• [What to work on] Every line that contains "React" counts once; give the total number of such lines, with no other words.

— begin Information provided —

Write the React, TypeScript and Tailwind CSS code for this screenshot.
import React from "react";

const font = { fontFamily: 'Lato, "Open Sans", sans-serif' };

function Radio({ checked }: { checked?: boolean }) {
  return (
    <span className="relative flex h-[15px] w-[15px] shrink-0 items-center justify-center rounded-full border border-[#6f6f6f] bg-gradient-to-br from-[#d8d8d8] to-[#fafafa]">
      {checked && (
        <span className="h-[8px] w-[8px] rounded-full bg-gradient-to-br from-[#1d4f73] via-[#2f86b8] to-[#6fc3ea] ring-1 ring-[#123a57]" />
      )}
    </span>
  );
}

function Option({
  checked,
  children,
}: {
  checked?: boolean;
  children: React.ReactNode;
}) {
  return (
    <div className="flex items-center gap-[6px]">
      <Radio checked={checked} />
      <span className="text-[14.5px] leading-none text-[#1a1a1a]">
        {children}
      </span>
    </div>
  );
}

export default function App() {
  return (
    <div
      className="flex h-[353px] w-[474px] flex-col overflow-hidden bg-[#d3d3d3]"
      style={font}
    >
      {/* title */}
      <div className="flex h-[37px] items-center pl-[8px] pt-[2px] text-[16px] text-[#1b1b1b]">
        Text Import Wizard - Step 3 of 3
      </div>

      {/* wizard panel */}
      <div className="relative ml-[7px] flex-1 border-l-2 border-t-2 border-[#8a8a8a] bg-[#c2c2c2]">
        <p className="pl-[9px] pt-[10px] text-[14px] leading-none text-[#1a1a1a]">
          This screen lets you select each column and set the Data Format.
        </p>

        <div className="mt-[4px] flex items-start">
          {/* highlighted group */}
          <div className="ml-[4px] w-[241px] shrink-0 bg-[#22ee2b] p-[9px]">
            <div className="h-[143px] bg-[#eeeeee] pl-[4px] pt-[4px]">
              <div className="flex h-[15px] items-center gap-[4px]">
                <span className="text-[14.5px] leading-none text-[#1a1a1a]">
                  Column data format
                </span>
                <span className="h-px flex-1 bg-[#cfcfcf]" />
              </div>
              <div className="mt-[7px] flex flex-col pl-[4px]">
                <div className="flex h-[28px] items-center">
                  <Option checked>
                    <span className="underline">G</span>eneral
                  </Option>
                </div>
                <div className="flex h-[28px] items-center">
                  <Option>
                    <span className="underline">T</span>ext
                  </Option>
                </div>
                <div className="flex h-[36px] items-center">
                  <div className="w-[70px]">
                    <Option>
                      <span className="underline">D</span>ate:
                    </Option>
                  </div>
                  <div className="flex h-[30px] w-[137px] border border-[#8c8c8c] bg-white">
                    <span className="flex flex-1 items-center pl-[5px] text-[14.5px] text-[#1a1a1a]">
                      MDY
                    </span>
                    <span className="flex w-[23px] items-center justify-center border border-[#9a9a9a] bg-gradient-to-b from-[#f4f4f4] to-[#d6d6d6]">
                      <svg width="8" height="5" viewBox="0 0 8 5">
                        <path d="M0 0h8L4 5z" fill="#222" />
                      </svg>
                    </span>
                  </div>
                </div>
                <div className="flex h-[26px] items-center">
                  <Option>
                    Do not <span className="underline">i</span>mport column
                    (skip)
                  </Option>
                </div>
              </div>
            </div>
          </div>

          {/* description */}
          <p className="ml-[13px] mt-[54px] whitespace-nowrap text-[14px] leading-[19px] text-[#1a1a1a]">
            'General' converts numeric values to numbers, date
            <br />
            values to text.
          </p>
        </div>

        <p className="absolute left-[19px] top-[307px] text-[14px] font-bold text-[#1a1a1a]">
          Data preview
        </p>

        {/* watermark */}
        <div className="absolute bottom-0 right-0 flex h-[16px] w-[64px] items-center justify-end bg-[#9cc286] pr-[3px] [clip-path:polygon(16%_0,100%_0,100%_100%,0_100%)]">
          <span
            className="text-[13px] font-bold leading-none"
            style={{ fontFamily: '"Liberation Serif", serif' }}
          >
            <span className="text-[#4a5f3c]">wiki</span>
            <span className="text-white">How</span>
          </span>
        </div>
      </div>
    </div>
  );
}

— end Information provided —

• [Exercise output] 3